Le bluesy The Witch ou la power –pop de Love is Luck seront très appréciés en live ; alors peu importe que le plus rêveur Southern Heart ou le duo à l’ancienne avec Pecknold, No One Ever Sleep, ne soient pas joués dans ces conditions. L’écriture a progressé, ne se contentant pas de matraquer sur le thème du rêve comme parfois auparavant, mais capture des bribes de vie qui sont une façon de correspondre aux photographies bien réelles utilisées pour la promotion de l’album. Les souvenirs de Leithauser projettent une certaine mélancolie parfois typique de la country ou du bluegrass, avec toujours ce questionnement sur la pertinence et la place de l’artiste dans le monde contemporain (« listening to the country station and wondering where i stand »), tantôt plus proche de ce que pourrait chanter un vieil homme tel que Leonard Cohen dans Famous Blue Raincoat ("Tell me again how you lived all the men you were after").
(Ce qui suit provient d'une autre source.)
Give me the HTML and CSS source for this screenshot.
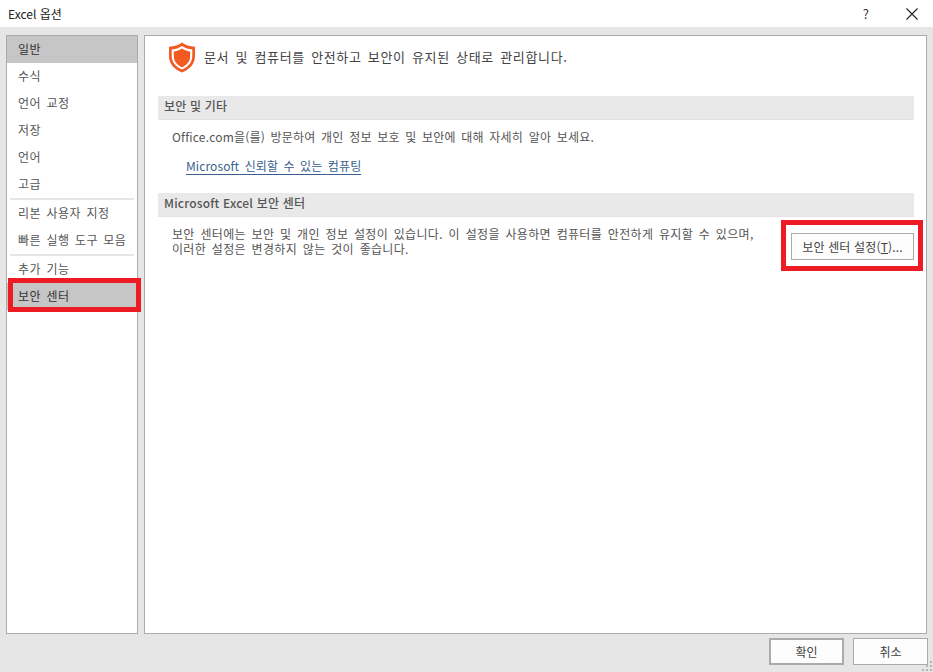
FILE: index.html
```html
<!DOCTYPE html>
<html lang="ko">
<head>
<meta charset="utf-8">
<title>Excel 옵션</title>
<link rel="stylesheet" href="styles.css">
</head>
<body>
<div class="dialog">
  <header class="titlebar">
    <span class="title">Excel 옵션</span>
    <span class="help">?</span>
    <svg class="close" width="14" height="14" viewBox="0 0 14 14"><path d="M1.5 1.5 L12.5 12.5 M12.5 1.5 L1.5 12.5" stroke="#222" stroke-width="1.1" fill="none"/></svg>
  </header>
  <div class="body">
    <nav class="sidebar">
      <div class="item selected">일반</div>
      <div class="item">수식</div>
      <div class="item">언어 교정</div>
      <div class="item">저장</div>
      <div class="item">언어</div>
      <div class="item">고급</div>
      <div class="sep"></div>
      <div class="item">리본 사용자 지정</div>
      <div class="item">빠른 실행 도구 모음</div>
      <div class="sep"></div>
      <div class="item">추가 기능</div>
      <div class="item selected">보안 센터</div>
    </nav>
    <main class="panel">
      <div class="intro">
        <svg class="shield" width="28" height="31" viewBox="0 0 28 31">
          <path d="M14 .5 C17.5 3 21.5 4.5 27 4.8 V14 C27 22 21.5 27.5 14 30.5 C6.5 27.5 1 22 1 14 V4.8 C6.5 4.5 10.500 3 14 .5 Z" fill="#f25a22"/>
          <path d="M14 4 C17 6 20.500 7.200 24.300 7.500 V14 C24.300 20.500 20 25 14 27.600 C8 25 3.700 20.500 3.700 14 V7.500 C7.500 7.200 11 6 14 4 Z" fill="#fff"/>
          <path d="M14 6.500 C16.800 8.200 19.500 9.200 22.200 9.500 V14 C22.200 19.500 18.800 23 14 25.300 C9.200 23 5.800 19.500 5.800 14 V9.500 C8.500 9.200 11.200 8.200 14 6.500 Z" fill="#f25a22"/>
        </svg>
        <span class="intro-text">문서 및 컴퓨터를 안전하고 보안이 유지된 상태로 관리합니다.</span>
      </div>
      <h2 class="section first">보안 및 기타</h2>
      <p class="line office">Office.com을(를) 방문하여 개인 정보 보호 및 보안에 대해 자세히 알아 보세요.</p>
      <a class="link">Microsoft 신뢰할 수 있는 컴퓨팅</a>
      <h2 class="section second">Microsoft Excel 보안 센터</h2>
      <div class="center-row">
        <p class="desc">보안 센터에는 보안 및 개인 정보 설정이 있습니다. 이 설정을 사용하면 컴퓨터를 안전하게 유지할 수 있으며,<br>이러한 설정은 변경하지 않는 것이 좋습니다.</p>
        <button class="btn settings">보안 센터 설정(<u>T</u>)...</button>
      </div>
    </main>
  </div>
  <footer class="footer">
    <button class="btn action default">확인</button>
    <button class="btn action">취소</button>
  </footer>
  <div class="mark mark-nav"></div>
  <div class="mark mark-btn"></div>
  <svg class="grip" width="12" height="12" viewBox="0 0 12 12"><path d="M9 1h2v2H9zM5 5h2v2H5zM9 5h2v2H9zM1 9h2v2H1zM5 9h2v2H5zM9 9h2v2H9z" fill="#b4b4b4"/></svg>
</div>
</body>
</html>
```
FILE: styles.css
```css
* { box-sizing: border-box; }
html, body { margin: 0; padding: 0; }
body { width: 933px; height: 672px; overflow: hidden; font-family: "Noto Sans CJK KR", "Noto Sans", sans-serif; font-size: 12px; color: #444; }
.dialog { position: relative; width: 933px; height: 672px; background: #e6e6e6; display: flex; flex-direction: column; }
.titlebar { height: 27px; background: #fff; display: flex; align-items: center; padding-left: 8px; color: #222; flex: none; }
.title { flex: 1; font-size: 12px; }
.help { font-size: 13px; margin-right: 36px; color: #333; }
.close { margin-right: 14px; }
.body { flex: none; height: 599px; margin-top: 8px; padding: 0 6px; display: flex; gap: 6px; }
.sidebar { width: 132px; background: #fff; border: 1px solid #ababab; }
.item { height: 27px; line-height: 26px; padding-left: 11px; font-size: 12px; letter-spacing: .5px; word-spacing: 1.5px; color: #555; white-space: nowrap; }
.item.selected { background: #c6c6c6; color: #333; }
.sep { height: 2px; margin: 0 3px; background: #e6e6e6; }
.panel { flex: 1; background: #fff; border: 1px solid #ababab; padding: 0 12px 0 13px; }
.intro { display: flex; align-items: center; height: 42px; padding: 0 0 0 10px; }
.shield { margin-top: 1px; flex: none; }
.intro-text { margin: 0 0 2px 8px; font-size: 13px; letter-spacing: .65px; word-spacing: 2px; color: #444; }
.section { margin: 0; height: 24px; line-height: 19px; background: #e9e9e9; padding-left: 6px; font-size: 12px; font-weight: 500; letter-spacing: .2px; color: #555; border-bottom: 1px solid #e2e2e2; }
.section.first { margin-top: 18px; }
.section.second { margin-top: 18px; }
.line { margin: 0; }
.office { margin: 8px 0 0 14px; line-height: 18px; font-size: 12px; letter-spacing: .2px; word-spacing: 2px; color: #555; }
.link { display: inline-block; margin: 12px 0 0 28px; line-height: 16px; font-size: 12px; letter-spacing: .1px; word-spacing: 2px; color: #3a5f8f; border-bottom: 1px solid #3a5f8f; }
.center-row { display: flex; justify-content: space-between; padding: 9px 0 0 14px; align-items: flex-start; }
.desc { margin: 0; font-size: 12px; line-height: 15px; letter-spacing: .33px; word-spacing: 2px; color: #555; white-space: nowrap; }
.btn { background: #fdfdfd; border: 1px solid #ababab; font: inherit; color: #444; padding: 0; }
.settings { width: 123px; height: 27px; margin-top: 7px; font-size: 12px; letter-spacing: .15px; }
.footer { flex: none; display: flex; justify-content: flex-end; gap: 9px; padding: 4px 5px 0 0; }
.action { width: 75px; height: 27px; font-size: 12px; }
.default { border: 2px solid #ababab; }
.mark { position: absolute; border: 5px solid #ed1c24; pointer-events: none; }
.mark-nav { left: 8px; top: 278px; width: 133px; height: 34px; }
.mark-btn { left: 781px; top: 220px; width: 142px; height: 51px; }
.grip { position: absolute; right: 0; bottom: 0; }
```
A ce point, il ne faut pas oublier que les débuts turbulents du groupe ont laissé des albums chargés de rejet et de désespoir, et Heaven contient des moments plus mélancoliques ou amers, Love is Luck ou The Love you Love. La proximité à l’autre, la fidélité et la loyauté sont des sentiments exprimés tout au long de cette collection de chansons et il n’appartient qu’à l’auditeur de les laisser déteindre délicieusement sur lui.